-- Written exercise --
All lines in the data bearing the string "screenshot" should be identified and copied.

==== Records for processing ====

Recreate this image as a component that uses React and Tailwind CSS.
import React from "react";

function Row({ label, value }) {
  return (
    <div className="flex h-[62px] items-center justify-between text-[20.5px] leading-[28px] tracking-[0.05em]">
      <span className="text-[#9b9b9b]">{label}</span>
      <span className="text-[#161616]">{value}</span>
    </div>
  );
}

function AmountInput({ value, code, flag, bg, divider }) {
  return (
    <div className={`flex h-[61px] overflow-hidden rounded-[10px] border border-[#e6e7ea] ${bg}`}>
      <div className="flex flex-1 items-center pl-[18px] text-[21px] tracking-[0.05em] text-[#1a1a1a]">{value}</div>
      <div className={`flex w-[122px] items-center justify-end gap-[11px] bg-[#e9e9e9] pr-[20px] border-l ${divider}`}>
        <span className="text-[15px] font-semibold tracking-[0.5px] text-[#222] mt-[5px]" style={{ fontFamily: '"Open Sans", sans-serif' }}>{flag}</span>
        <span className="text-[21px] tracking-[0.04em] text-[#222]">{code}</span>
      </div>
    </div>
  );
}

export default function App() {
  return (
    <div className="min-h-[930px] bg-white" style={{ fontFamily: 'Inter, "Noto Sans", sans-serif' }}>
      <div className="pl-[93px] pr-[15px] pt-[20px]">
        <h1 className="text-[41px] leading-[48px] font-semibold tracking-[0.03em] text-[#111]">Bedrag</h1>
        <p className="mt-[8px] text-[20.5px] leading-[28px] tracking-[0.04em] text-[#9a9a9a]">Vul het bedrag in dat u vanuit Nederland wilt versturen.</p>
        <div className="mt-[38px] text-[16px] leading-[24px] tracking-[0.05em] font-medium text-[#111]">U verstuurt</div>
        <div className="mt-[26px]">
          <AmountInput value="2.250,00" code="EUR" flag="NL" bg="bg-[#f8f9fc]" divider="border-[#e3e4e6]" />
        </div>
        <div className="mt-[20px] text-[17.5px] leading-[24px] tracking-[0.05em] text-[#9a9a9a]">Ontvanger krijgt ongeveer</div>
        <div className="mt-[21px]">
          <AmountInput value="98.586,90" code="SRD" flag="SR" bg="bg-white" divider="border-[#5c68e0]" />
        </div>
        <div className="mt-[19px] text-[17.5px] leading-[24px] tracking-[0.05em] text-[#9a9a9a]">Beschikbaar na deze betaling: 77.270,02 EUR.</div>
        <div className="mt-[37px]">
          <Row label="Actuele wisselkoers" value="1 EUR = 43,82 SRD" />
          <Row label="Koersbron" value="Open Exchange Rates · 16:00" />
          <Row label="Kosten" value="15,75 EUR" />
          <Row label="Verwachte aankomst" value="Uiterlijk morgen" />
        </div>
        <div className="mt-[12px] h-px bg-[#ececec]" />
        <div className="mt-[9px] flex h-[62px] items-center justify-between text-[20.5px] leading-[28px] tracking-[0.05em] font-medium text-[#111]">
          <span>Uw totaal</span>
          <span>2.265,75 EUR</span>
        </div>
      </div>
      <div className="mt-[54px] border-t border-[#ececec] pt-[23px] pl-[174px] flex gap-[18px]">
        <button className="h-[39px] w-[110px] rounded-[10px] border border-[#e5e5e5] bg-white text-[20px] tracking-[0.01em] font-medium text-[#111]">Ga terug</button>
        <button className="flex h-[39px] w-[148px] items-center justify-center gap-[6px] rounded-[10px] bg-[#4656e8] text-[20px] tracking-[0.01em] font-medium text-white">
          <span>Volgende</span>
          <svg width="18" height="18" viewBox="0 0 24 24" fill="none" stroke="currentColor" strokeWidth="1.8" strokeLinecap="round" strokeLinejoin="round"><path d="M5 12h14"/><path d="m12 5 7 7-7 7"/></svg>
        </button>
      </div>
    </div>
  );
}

====
==== Records for processing ====

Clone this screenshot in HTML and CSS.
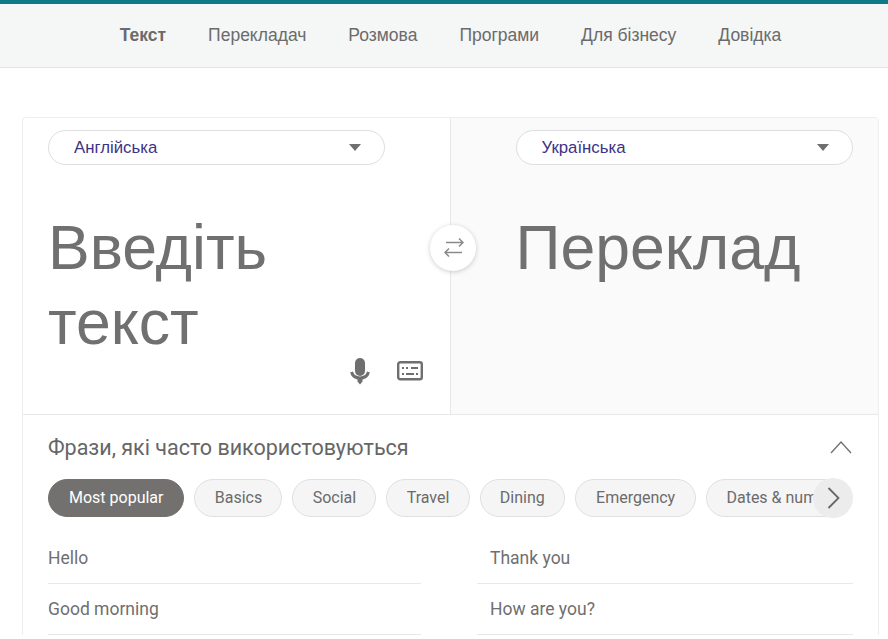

====
==== Records for processing ====

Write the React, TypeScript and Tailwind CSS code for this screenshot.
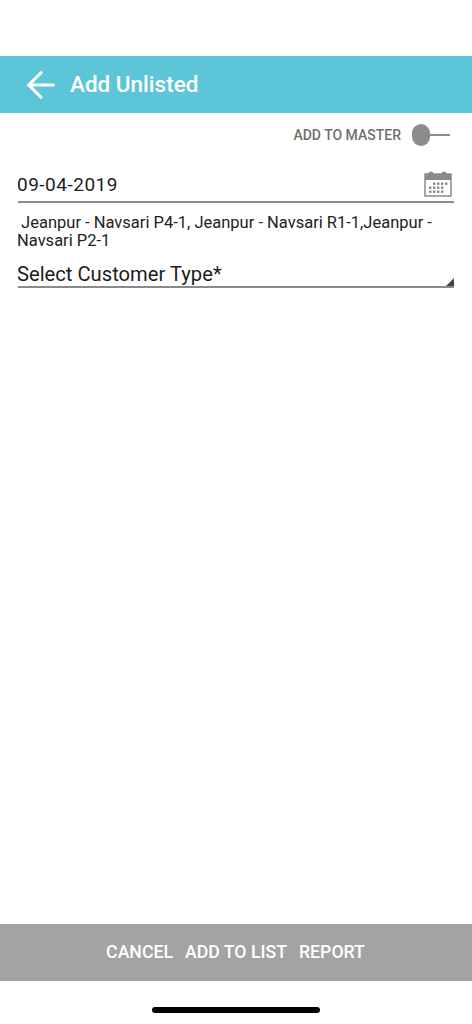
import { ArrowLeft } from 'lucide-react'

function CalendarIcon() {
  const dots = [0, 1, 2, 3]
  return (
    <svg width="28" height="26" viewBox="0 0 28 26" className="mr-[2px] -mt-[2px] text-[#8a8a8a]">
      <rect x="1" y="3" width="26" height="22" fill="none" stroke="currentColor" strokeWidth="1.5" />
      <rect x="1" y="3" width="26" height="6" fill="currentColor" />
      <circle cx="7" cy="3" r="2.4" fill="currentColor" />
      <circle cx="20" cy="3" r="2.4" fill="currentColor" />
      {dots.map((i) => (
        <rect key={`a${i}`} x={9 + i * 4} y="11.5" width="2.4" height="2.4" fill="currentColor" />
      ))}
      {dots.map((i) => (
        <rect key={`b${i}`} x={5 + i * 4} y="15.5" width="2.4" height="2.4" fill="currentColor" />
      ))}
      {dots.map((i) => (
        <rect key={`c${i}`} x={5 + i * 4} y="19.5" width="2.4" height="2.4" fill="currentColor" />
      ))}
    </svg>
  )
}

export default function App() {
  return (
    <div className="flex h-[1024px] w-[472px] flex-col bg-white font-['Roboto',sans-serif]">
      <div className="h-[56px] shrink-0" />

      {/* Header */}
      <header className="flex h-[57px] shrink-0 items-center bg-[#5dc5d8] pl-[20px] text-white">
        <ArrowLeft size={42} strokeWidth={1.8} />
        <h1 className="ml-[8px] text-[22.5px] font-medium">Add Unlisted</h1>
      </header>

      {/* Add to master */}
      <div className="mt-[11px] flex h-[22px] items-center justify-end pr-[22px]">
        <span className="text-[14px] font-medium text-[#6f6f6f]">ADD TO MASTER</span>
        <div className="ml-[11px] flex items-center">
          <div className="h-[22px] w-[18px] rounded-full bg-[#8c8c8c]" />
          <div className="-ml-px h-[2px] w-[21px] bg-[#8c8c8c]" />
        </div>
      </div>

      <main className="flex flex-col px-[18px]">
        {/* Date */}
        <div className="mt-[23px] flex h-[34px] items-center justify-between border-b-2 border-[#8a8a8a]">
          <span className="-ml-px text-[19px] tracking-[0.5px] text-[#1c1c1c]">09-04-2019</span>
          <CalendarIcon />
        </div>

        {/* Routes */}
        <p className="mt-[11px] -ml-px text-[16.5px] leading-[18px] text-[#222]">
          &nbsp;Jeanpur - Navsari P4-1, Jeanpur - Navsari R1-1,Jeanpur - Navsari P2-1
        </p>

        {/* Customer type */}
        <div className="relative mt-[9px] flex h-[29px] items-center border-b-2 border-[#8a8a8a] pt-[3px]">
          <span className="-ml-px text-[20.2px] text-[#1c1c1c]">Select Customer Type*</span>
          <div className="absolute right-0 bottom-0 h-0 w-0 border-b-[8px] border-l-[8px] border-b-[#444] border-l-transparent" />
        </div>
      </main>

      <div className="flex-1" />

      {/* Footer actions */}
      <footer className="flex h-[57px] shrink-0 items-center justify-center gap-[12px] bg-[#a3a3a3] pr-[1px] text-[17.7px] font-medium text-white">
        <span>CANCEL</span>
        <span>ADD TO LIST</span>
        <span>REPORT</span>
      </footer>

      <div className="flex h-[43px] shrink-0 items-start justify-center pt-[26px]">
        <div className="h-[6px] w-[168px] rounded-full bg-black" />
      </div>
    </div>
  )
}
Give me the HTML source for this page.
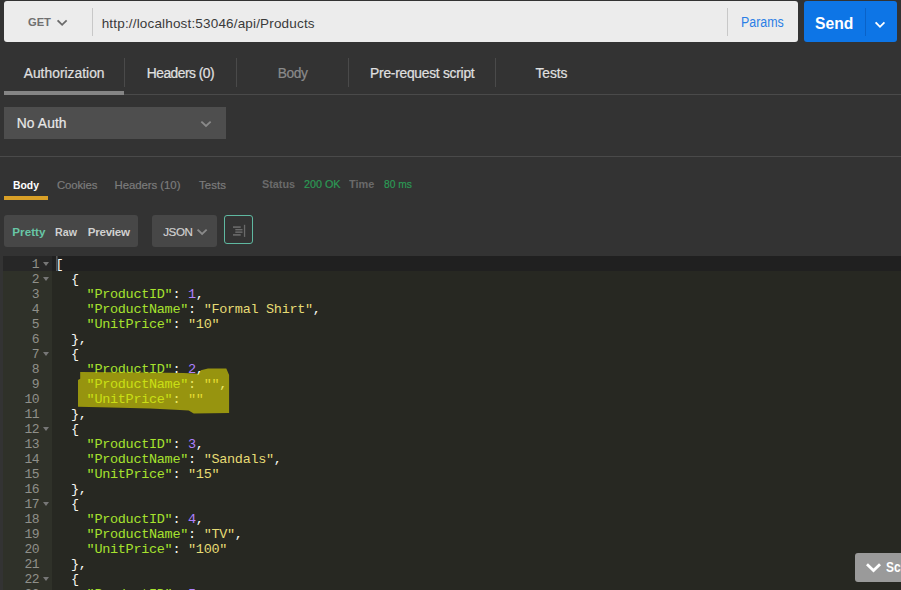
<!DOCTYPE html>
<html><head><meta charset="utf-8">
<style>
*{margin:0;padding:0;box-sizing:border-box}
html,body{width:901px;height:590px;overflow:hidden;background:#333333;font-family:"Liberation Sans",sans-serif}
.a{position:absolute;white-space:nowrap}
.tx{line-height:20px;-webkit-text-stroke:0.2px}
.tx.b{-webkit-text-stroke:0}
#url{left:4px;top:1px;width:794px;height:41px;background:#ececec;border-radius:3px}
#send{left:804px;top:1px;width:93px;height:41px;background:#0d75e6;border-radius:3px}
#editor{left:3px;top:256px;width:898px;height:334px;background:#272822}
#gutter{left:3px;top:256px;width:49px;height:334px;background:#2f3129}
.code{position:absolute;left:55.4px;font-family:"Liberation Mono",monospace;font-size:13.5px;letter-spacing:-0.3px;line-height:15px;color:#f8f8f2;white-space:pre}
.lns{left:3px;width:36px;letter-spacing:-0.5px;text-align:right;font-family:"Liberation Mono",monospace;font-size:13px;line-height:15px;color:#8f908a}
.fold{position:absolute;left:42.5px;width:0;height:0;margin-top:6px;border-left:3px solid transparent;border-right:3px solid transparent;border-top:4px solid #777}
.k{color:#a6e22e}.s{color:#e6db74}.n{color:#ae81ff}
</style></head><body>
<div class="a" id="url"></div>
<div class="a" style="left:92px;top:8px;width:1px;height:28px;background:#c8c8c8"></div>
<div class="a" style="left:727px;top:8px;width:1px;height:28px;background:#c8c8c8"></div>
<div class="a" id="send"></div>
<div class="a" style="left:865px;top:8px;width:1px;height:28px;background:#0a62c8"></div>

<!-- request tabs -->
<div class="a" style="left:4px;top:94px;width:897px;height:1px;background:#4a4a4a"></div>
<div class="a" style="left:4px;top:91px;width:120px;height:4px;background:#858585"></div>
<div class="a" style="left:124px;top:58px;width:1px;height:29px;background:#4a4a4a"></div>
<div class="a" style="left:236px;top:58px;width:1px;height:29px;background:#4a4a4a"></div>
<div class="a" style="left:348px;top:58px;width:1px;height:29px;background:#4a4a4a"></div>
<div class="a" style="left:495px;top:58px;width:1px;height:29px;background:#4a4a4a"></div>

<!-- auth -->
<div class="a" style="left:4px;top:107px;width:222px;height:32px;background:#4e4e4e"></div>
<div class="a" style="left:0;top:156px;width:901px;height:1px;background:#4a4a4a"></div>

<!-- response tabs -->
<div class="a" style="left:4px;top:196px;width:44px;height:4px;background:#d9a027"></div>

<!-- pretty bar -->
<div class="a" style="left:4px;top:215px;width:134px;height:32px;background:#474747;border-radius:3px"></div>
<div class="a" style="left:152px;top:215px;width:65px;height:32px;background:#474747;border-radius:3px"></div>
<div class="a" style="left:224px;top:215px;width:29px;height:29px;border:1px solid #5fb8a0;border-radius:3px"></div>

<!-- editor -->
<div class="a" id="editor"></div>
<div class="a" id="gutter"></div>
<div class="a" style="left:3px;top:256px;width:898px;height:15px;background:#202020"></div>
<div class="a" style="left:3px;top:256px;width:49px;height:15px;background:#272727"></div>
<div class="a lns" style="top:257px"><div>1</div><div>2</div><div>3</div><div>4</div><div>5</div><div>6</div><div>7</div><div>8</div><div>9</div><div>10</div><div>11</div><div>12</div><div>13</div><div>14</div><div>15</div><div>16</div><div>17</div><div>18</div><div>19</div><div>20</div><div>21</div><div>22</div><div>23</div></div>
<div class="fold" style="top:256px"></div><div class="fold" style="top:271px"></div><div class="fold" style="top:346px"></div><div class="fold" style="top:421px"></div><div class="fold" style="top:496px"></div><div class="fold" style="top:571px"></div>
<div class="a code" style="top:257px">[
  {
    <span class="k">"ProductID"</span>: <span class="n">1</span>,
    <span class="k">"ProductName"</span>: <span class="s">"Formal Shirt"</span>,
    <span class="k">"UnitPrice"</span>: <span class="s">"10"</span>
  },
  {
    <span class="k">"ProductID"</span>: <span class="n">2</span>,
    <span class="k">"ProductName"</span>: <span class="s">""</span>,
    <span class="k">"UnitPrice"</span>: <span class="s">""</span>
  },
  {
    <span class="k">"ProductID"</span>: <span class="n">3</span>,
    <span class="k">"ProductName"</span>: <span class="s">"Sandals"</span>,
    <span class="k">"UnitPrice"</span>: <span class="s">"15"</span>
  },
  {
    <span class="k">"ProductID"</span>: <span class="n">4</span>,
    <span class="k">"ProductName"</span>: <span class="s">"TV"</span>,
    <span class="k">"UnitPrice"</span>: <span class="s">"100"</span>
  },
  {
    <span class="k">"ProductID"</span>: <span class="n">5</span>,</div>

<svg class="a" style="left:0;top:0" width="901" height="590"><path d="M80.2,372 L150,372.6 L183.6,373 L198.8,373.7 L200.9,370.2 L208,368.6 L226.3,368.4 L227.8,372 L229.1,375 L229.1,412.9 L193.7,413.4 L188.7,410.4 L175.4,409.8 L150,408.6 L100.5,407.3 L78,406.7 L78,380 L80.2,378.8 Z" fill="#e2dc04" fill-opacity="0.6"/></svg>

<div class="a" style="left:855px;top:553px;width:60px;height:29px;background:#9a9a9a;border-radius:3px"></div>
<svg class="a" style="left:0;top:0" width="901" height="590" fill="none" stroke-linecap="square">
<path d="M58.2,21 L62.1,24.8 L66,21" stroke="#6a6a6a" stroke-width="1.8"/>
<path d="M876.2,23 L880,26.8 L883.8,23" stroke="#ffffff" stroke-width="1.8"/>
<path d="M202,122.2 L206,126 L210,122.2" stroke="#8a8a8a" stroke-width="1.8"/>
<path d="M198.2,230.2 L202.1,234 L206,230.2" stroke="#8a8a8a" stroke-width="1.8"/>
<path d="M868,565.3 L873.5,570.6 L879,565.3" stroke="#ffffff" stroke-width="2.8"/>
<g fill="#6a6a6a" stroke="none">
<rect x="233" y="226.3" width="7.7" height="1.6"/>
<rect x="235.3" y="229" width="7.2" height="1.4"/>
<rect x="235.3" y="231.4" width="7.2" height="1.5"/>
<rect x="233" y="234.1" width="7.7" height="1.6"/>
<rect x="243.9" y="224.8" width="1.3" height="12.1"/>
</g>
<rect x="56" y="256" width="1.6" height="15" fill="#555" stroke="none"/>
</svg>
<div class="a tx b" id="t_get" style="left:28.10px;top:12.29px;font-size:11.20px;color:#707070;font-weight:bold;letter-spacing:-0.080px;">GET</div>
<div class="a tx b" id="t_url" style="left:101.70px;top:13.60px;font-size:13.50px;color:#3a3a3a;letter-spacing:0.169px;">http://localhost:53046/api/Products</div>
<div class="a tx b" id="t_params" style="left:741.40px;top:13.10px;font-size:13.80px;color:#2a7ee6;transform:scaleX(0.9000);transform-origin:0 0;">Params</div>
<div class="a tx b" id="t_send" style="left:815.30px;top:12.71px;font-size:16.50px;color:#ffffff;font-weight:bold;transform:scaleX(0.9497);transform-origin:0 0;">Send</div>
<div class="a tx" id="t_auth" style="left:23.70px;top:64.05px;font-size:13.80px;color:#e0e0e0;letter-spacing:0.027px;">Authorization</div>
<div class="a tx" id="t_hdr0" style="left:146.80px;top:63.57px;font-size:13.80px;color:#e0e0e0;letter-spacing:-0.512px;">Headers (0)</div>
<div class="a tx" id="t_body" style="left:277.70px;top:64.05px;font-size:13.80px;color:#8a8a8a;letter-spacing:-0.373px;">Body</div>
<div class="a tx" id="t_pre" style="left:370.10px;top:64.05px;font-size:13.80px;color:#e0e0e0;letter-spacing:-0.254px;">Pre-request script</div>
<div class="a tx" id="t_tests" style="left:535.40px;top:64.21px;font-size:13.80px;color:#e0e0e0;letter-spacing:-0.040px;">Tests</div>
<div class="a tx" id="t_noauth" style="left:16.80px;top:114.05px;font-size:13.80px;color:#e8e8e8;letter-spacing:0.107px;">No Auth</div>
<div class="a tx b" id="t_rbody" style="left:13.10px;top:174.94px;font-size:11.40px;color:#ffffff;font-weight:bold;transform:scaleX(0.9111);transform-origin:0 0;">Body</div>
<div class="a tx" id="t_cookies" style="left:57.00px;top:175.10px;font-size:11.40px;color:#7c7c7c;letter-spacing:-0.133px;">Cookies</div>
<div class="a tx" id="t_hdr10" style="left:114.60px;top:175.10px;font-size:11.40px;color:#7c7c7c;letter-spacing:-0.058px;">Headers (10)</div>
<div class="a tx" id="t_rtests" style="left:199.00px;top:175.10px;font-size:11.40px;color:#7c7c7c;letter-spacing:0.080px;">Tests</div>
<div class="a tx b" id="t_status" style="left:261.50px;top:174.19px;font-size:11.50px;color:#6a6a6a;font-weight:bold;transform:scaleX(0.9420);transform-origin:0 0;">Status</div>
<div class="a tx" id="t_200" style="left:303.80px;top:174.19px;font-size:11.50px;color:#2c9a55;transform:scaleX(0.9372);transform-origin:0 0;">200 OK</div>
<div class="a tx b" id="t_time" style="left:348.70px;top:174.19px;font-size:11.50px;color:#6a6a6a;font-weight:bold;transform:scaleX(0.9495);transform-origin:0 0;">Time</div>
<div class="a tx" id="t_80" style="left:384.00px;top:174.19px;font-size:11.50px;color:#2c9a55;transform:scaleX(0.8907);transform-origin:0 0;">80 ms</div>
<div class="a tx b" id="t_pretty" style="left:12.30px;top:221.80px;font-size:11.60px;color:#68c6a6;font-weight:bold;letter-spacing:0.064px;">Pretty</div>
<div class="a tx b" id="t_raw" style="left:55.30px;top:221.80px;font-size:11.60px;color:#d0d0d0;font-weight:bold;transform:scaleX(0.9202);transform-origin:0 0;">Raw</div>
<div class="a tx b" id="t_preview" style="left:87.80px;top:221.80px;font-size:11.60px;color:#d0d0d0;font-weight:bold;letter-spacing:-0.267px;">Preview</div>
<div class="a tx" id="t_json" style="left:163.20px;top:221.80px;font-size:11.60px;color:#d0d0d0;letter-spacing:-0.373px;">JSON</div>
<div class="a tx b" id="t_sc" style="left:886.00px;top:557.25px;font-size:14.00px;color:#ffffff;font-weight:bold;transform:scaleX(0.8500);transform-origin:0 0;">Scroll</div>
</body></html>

====

-- Response to the task --
Clone this screenshot in HTML and CSS.
Write the React, TypeScript and Tailwind CSS code for this screenshot.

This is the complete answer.